Timothy Cathalina

Personal information
- Date of birth: 24 January 1985 (age 41)
- Place of birth: Willemstad, Curaçao, Netherlands Antilles
- Position: Right-back

Youth career
- FC Twente

Senior career*
- Years: Team / Apps / (Gls)
- 2005–2009: AGOVV / 111 / (5)
- 2009–2010: FC Emmen / 18 / (0)
- 2010–2011: Tranmere Rovers / 7 / (0)
- 2011–2013: Spakenburg

= Timothy Cathalina =

Footballer (born 1985)

Timothy Cathalina (born 24 January 1985) is a retired footballer from Curaçao who played as a right-back.

==Career==
Born in Willemstad, Curaçao, in the former Netherlands Antilles, Cathalina played youth football with FC Twente but began his professional career in 2005 with AGOVV Apeldoorn, making over 100 appearances, before moving to FC Emmen in 2009.

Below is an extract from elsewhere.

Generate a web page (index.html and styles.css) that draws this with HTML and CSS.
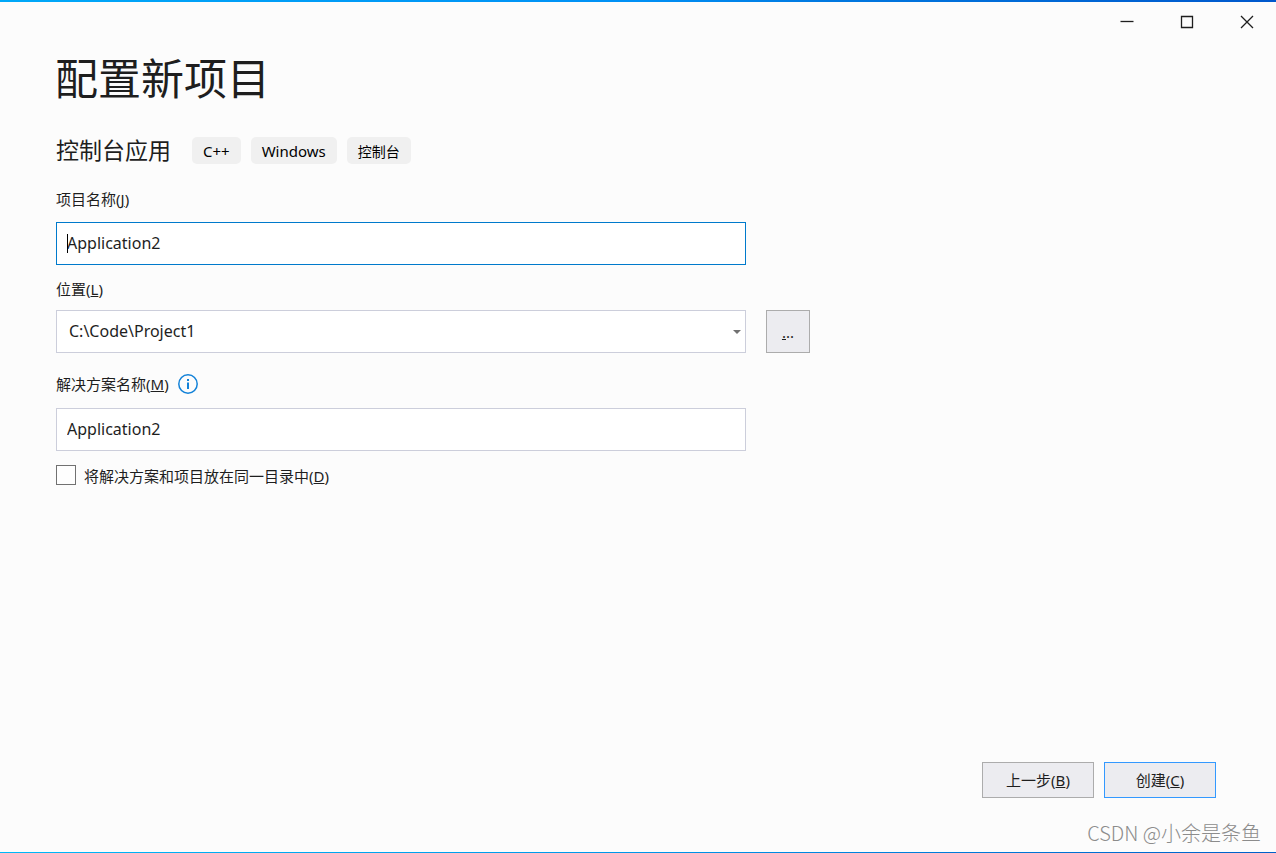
FILE: index.html
```html
<!DOCTYPE html>
<html lang="zh-CN">
<head>
<meta charset="utf-8">
<meta name="viewport" content="width=device-width, initial-scale=1">
<title>配置新项目</title>
<link rel="stylesheet" href="styles.css">
</head>
<body>
<div class="window">
  <header class="titlebar">
    <button class="caption" type="button" aria-label="最小化"><svg viewBox="0 0 14 14"><path d="M0.5 6.5H13.5"/></svg></button>
    <button class="caption" type="button" aria-label="最大化"><svg viewBox="0 0 14 14"><path d="M1.5 1.5H12.5V12.5H1.5Z"/></svg></button>
    <button class="caption" type="button" aria-label="关闭"><svg viewBox="0 0 14 14"><path d="M1 1L13 13M13 1L1 13"/></svg></button>
  </header>
  <main class="content">
    <h1 class="title">配置新项目</h1>
    <div class="template">
      <h2 class="template-name">控制台应用</h2>
      <ul class="tags">
        <li class="tag">C++</li>
        <li class="tag">Windows</li>
        <li class="tag tag-cjk">控制台</li>
      </ul>
    </div>
    <form class="form" id="project">
      <div class="field">
        <label class="label" for="name">项目名称(<u>J</u>)</label>
        <div class="input-wrap">
          <input class="box input-active" id="name" type="text" value="Application2">
          <span class="caret"></span>
        </div>
      </div>
      <div class="field field-location">
        <label class="label" for="location">位置(<u>L</u>)</label>
        <div class="location">
          <div class="select-wrap">
            <select class="box select" id="location"><option>C:\Code\Project1</option></select>
            <svg class="arrow" viewBox="0 0 8 4"><path d="M0 0H8L4 4Z"/></svg>
          </div>
          <button class="browse" type="button" aria-label="浏览"><u>.</u>..</button>
        </div>
      </div>
      <div class="field field-solution">
        <div class="label-row">
          <label class="label" for="solution">解决方案名称(<u>M</u>)</label>
          <svg class="info" viewBox="0 0 20 20"><circle cx="10" cy="10" r="9.2"/><path d="M9 8.5H11V15H9ZM9 5H11V7H9Z"/></svg>
        </div>
        <input class="box" id="solution" type="text" value="Application2">
      </div>
      <div class="check-row">
        <input class="check" id="same" type="checkbox">
        <label class="label" for="same">将解决方案和项目放在同一目录中(<u>D</u>)</label>
      </div>
    </form>
  </main>
  <footer class="actions">
    <button class="button" type="button">上一步(<u>B</u>)</button>
    <button class="button button-primary" type="submit" form="project">创建(<u>C</u>)</button>
  </footer>
  <span class="watermark">CSDN @小余是条鱼</span>
</div>
</body>
</html>
```
FILE: styles.css
```css
* {
  box-sizing: border-box;
}

body {
  margin: 0;
  background: #fcfcfc;
  color: #1e1e1e;
  font: 15px/20px "Noto Sans", "Noto Sans CJK SC", sans-serif;
}

button,
input,
select {
  color: inherit;
  font: inherit;
}

.window {
  position: relative;
  display: flex;
  flex-direction: column;
  min-height: 100vh;
}

.window::before,
.window::after {
  content: "";
  height: 2px;
  background: linear-gradient(90deg, #00a8f8, #0090f5 50%, #0078e0 65%, #0058cc);
}

.window::after {
  height: 1px;
  background: linear-gradient(90deg, #00b8f8, #0096e8 50%, #0060c8);
}

.titlebar {
  display: flex;
  justify-content: flex-end;
}

.caption {
  display: grid;
  place-items: center;
  width: 60px;
  height: 40px;
  padding: 0;
  border: 0;
  background: none;
}

.caption:last-child {
  width: 59px;
}

.caption svg {
  width: 14px;
  height: 14px;
  fill: none;
  stroke: #1e1e1e;
  stroke-width: 1.3;
}

.content {
  flex: 1;
  padding: 7px 55px 0 56px;
}

.title {
  margin: 0 0 0 -1px;
  font-size: 43px;
  font-weight: 400;
  line-height: 60px;
}

.template {
  display: flex;
  align-items: center;
  gap: 19px;
  margin-top: 25px;
}

.template-name {
  margin: 0;
  font-size: 23px;
  font-weight: 400;
  line-height: 32px;
}

.tags {
  display: flex;
  gap: 10px;
  margin: 0;
  padding: 0 0 0 2px;
  list-style: none;
}

.tag {
  padding: 4px 11px 2px;
  border-radius: 5px;
  background: #f0f0f0;
  color: #000;
  line-height: 21px;
}

.tag-cjk {
  font-size: 14px;
}

.form {
  max-width: 754px;
  margin-top: 23px;
}

.field,
.input-wrap,
.select-wrap {
  display: flex;
  flex-direction: column;
}

.field {
  gap: 13px;
}

.field > .box,
.input-wrap {
  margin-right: 64px;
}

.input-wrap,
.select-wrap {
  position: relative;
}

.box {
  height: 43px;
  padding: 0 10px 1px;
  border: 1px solid #cccedb;
  border-radius: 0;
  background: #fff;
  font-size: 16px;
  outline: none;
}

.input-active {
  border-color: #007acc;
}

.caret {
  position: absolute;
  top: 12px;
  left: 11px;
  width: 1px;
  height: 19px;
  background: #000;
}

.field-location {
  gap: 11px;
  margin-top: 14px;
}

.location {
  display: flex;
  gap: 20px;
}

.select-wrap {
  flex: 1;
}

.select {
  padding: 0 12px 1px;
  appearance: none;
}

.arrow {
  position: absolute;
  top: 20px;
  right: 5px;
  width: 8px;
  height: 4px;
  fill: #717171;
  pointer-events: none;
}

.browse {
  width: 44px;
  padding: 0;
  border: 1px solid #acacac;
  background: #ececf0;
}

.field-solution {
  margin-top: 19px;
}

.label-row {
  display: flex;
  align-items: center;
  gap: 9px;
  height: 23px;
}

.info {
  width: 20px;
  height: 20px;
  fill: #1382d8;
}

.info circle {
  fill: none;
  stroke: #1382d8;
  stroke-width: 1.5;
}

.check-row {
  display: flex;
  align-items: flex-start;
  gap: 8px;
  margin-top: 14px;
}

.check-row .label {
  padding-top: 1px;
}

.check {
  width: 20px;
  height: 20px;
  margin: 0;
  border: 1px solid #717171;
  background: #fefefe;
  appearance: none;
}

.check:checked {
  background: #007acc;
}

.actions {
  display: flex;
  justify-content: flex-end;
  gap: 10px;
  padding: 0 60px 54px;
}

.button {
  width: 112px;
  height: 36px;
  padding: 0;
  border: 1px solid #acacac;
  background: #ececf0;
}

.button-primary {
  border-color: #3399ff;
}

.watermark {
  position: absolute;
  right: 15px;
  bottom: 6px;
  color: #8c8c8c;
  font-family: "Noto Sans CJK SC", sans-serif;
  font-size: 20px;
  font-weight: 300;
  line-height: 28px;
}
```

On 27 January 2010, Cathalina played on trial for Grimsby Town in a behind-closed-doors friendly against Hull City at Blundell Park. On 4 June 2010, he signed a one-year deal with Tranmere Rovers following a two-week trial towards the end of the 2009–10 season. In April 2011 his contract was cancelled by the club through mutual consent to allow him to look for an alternative club before the summer break.

In July 2011 Cathalina returned to Netherlands signing with SV Spakenburg. He later played for amateur sides Valleivogels, Apeldoornse Boys and Meerkerk.